Emojis: A fun addition
To animate our textual questions and answers, we decided to attach relevant emotions to them. The core logic that drives Kroomsa also helps to discover relevant emojis. We curated a dataset that mapped emojis to relevant tags that best described their conveyed emotion. These tags were then transformed into their neural representations using distilbert-base-nli-stsb-mean-tokens model. We executed a similarity search to find the most relevant emojis for each QnA pair in our database. Kroomsa displays these emojis along with each post to enhance user engagement.
Evaluating the Algorithm
Evaluating the results of a search engine is not a trivial task. Giants like Google use online experiments and search quality raters to evaluate the quality of their search algorithms. Due to its resource-intensive nature, we evaluated our approach through collected feedback. "Plan on using Kroomsa instead of Youtube to go down a rabbit hole for exposure to new ideas." A user wrote as feedback affirming the quality of the search algorithm.

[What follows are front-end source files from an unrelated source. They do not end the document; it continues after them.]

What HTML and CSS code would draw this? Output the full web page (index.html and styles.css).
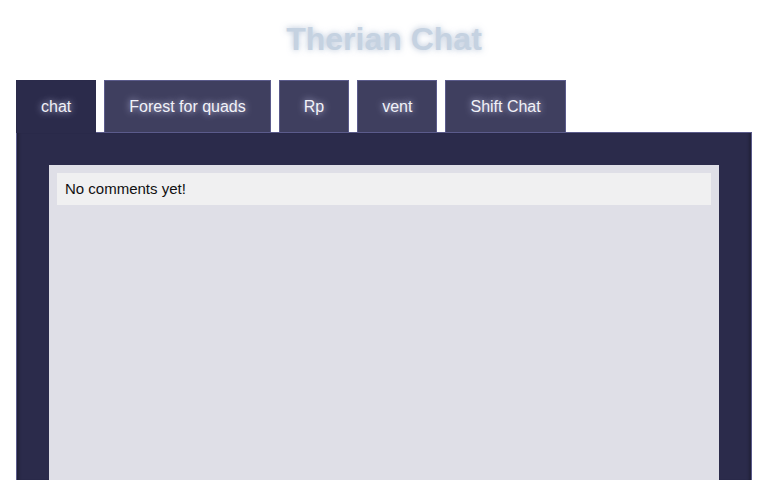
FILE: index.html
```html
<!DOCTYPE html>
<html lang="en">
<head>
<meta charset="utf-8">
<title>Therian Chat</title>
<link rel="stylesheet" href="styles.css">
</head>
<body>
  <header class="site-header">
    <h1 class="site-title">Therian Chat</h1>
  </header>
  <main class="board">
    <nav class="tabs">
      <a class="tab tab-active" href="#">chat</a>
      <a class="tab" href="#">Forest for quads</a>
      <a class="tab" href="#">Rp</a>
      <a class="tab" href="#">vent</a>
      <a class="tab" href="#">Shift Chat</a>
    </nav>
    <section class="panel">
      <div class="feed">
        <div class="comment-empty">No comments yet!</div>
      </div>
    </section>
  </main>
</body>
</html>
```

FILE: styles.css
```css
html, body {
  margin: 0;
  padding: 0;
  background: #ffffff;
  font-family: "Liberation Sans", Arial, sans-serif;
}

body {
  padding: 0 16px;
}

.site-header {
  height: 80px;
  display: flex;
  align-items: center;
  justify-content: center;
}

.site-title {
  margin: 0;
  font-size: 32px;
  font-weight: bold;
  line-height: 37px;
  color: #c5d2e1;
  text-shadow: 0 0 6px rgba(150, 170, 200, 0.7);
  position: relative;
  top: -1px;
}

.tabs {
  display: flex;
  gap: 8px;
}

.tab {
  display: block;
  height: 51px;
  line-height: 51px;
  padding: 0 24px;
  background: #3f3f5f;
  border: 1px solid #5b5b8b;
  border-bottom: none;
  color: #f2f2f8;
  font-size: 16px;
  text-decoration: none;
  text-shadow: 0 0 7px rgba(220, 220, 255, 0.9);
  margin-bottom: 1px;
}

.tab-active {
  background: #2b2b4b;
  border-color: #2b2b4b;
  height: 52px;
  margin-bottom: 0;
  position: relative;
  z-index: 1;
}

.panel {
  background: #2b2b4b;
  border: 1px solid #5b5b8b;
  border-bottom: none;
  margin-top: -1px;
  padding: 32px 32px 0;
  height: 315px;
  box-shadow: inset 4px 0 3px -2px rgba(0, 0, 0, 0.25), inset -4px 0 3px -2px rgba(0, 0, 0, 0.25);
}

.feed {
  background: #dfdfe7;
  padding: 8px;
  height: 100%;
  box-sizing: border-box;
}

.comment-empty {
  background: #f0f0f1;
  padding: 0 8px;
  height: 32px;
  line-height: 32px;
  font-size: 15px;
  color: #111111;
}
```
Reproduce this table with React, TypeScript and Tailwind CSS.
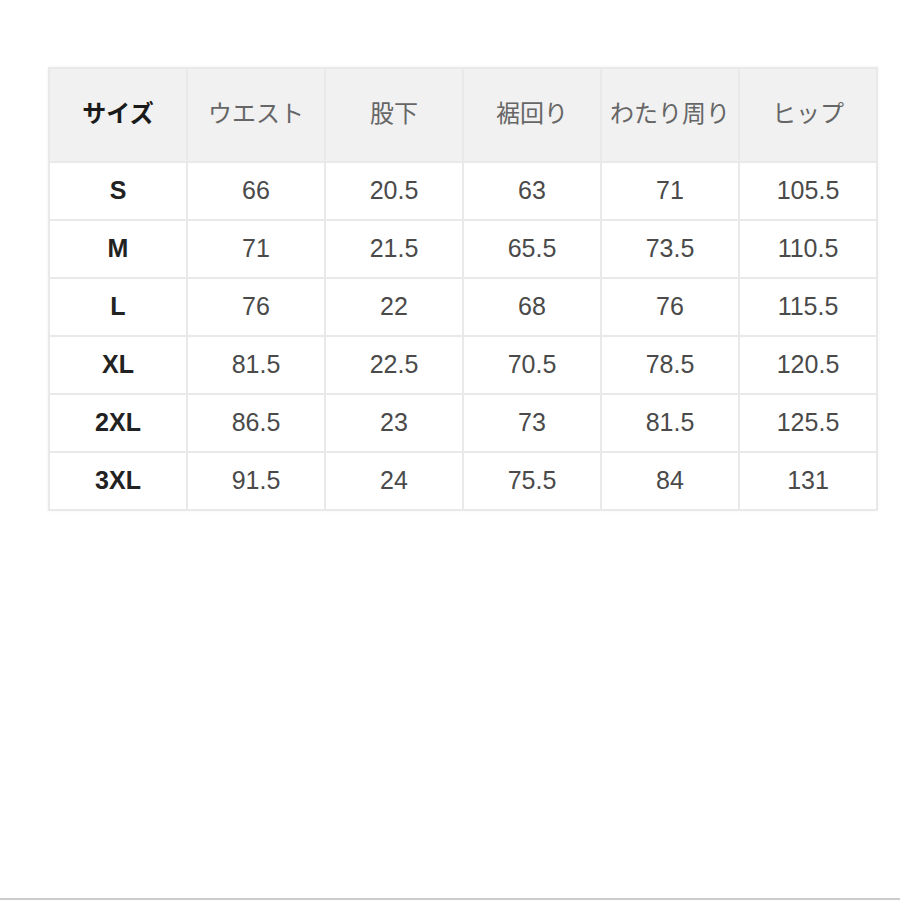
import React from "react";

const headers = ["サイズ", "ウエスト", "股下", "裾回り", "わたり周り", "ヒップ"];
const rows = [
  ["S", "66", "20.5", "63", "71", "105.5"],
  ["M", "71", "21.5", "65.5", "73.5", "110.5"],
  ["L", "76", "22", "68", "76", "115.5"],
  ["XL", "81.5", "22.5", "70.5", "78.5", "120.5"],
  ["2XL", "86.5", "23", "73", "81.5", "125.5"],
  ["3XL", "91.5", "24", "75.5", "84", "131"],
];

export default function App() {
  return (
    <div
      className="h-[900px] w-[900px] bg-white border-b-2 border-[#cccccc] pt-[67px] pl-[48px]"
      style={{ fontFamily: '"Liberation Sans", "Noto Sans CJK JP", sans-serif' }}
    >
      <div className="w-[830px] grid grid-cols-[repeat(6,136px)] gap-[2px] p-[2px] bg-[#e9e9e9] shadow-[0_0_3px_rgba(0,0,0,0.06)]">
        {headers.map((h, i) => (
          <div
            key={h}
            className={
              "h-[92px] bg-[#f1f1f1] flex items-center justify-center text-[24px] pb-[2px] " +
              (i === 0 ? "font-bold text-[#1a1a1a]" : "text-[#666666]")
            }
          >
            {h}
          </div>
        ))}
        {rows.map((r) =>
          r.map((c, j) => (
            <div
              key={r[0] + j}
              className={
                "h-[56px] bg-white flex items-center justify-center text-[25px] " +
                (j === 0 ? "font-bold text-[#222222] text-[24px]" : "text-[#4a4a4a]")
              }
            >
              {c}
            </div>
          ))
        )}
      </div>
    </div>
  );
}
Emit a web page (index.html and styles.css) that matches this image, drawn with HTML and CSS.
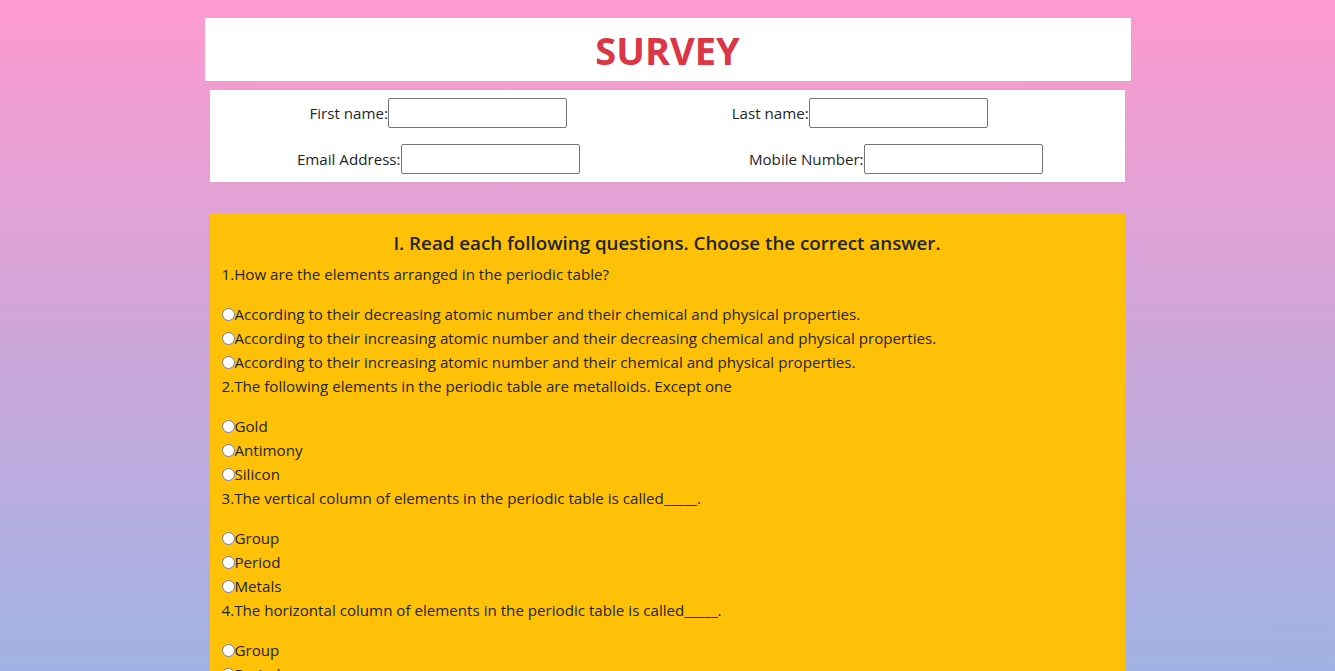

Another user complemented that the results shown by Kroomsa were refreshing due to the absence of any SEO. While the feedback was mostly positive, many users pointed out the lack of information sources as an obvious flaw that affected their experience.
Let us discuss the performance aspect and hardware requirements for a satisfactory implementation. To test the performance of Kroomsa, we used Siege, a benchmarking tool that allows you to simulate users accessing a website. Fifty synthetic users concurrently posted requests on Kroomsa for a load test.
We quickly identified a few issues with our approach:
- Slow Average response time
- The worst-case response time recorded was 5.31 seconds.
The reason for slow response times and poor performance under load is the exhaustive nature of the search. We also timed the different segments of our entire process to offer a holistic view of which phase requires how much time.
- Embedding: Time to convert the query to a vector representation using USE.
- Faiss: Time to search the index
- Mongo: Time to map and retrieve the search results from the database.
Note: Each time measurement is in seconds
Using non-exhaustive algorithms means trading off accuracy with speed. So we decided to switch to a GPU-based implementation of the exhaustive search. It exponentially increases the performance of the system without sacrificing accuracy. Using the cheapest GPU available that increased our server cost to 2.61x the original, we obtained a 10x speedup in processing times. GPU-based implementation processed 100 requests in 2.7 seconds compared to 27.2 seconds of the CPU implementation. We also tested asynchronous batching, where concurrent requests are batched and sent together as a single request to the system. It was able to process 100 requests in 0.12 seconds which translates to a 225x improvement in processing time. Using a GPU translated to a 10x speedup without sacrificing accuracy. This change alone improved the responsiveness of the engine considerably.
Conclusion: Open sourcing Kroomsa
While developing Kroomsa, we came across multiple roadblocks at each step that required rigorous research and swift implementation to resolve. Dealing with the issues of scaling, algorithm accuracy, and efficiency exposed us to the state of the art approaches in the field. We collected valuable feedback from our users over a limited period. It gave us confidence in the potential that this approach holds. Due to misalignment with our product stack, we believe that our community can make better use of it than us at this point, and hence we have decided to open-source the entire project here.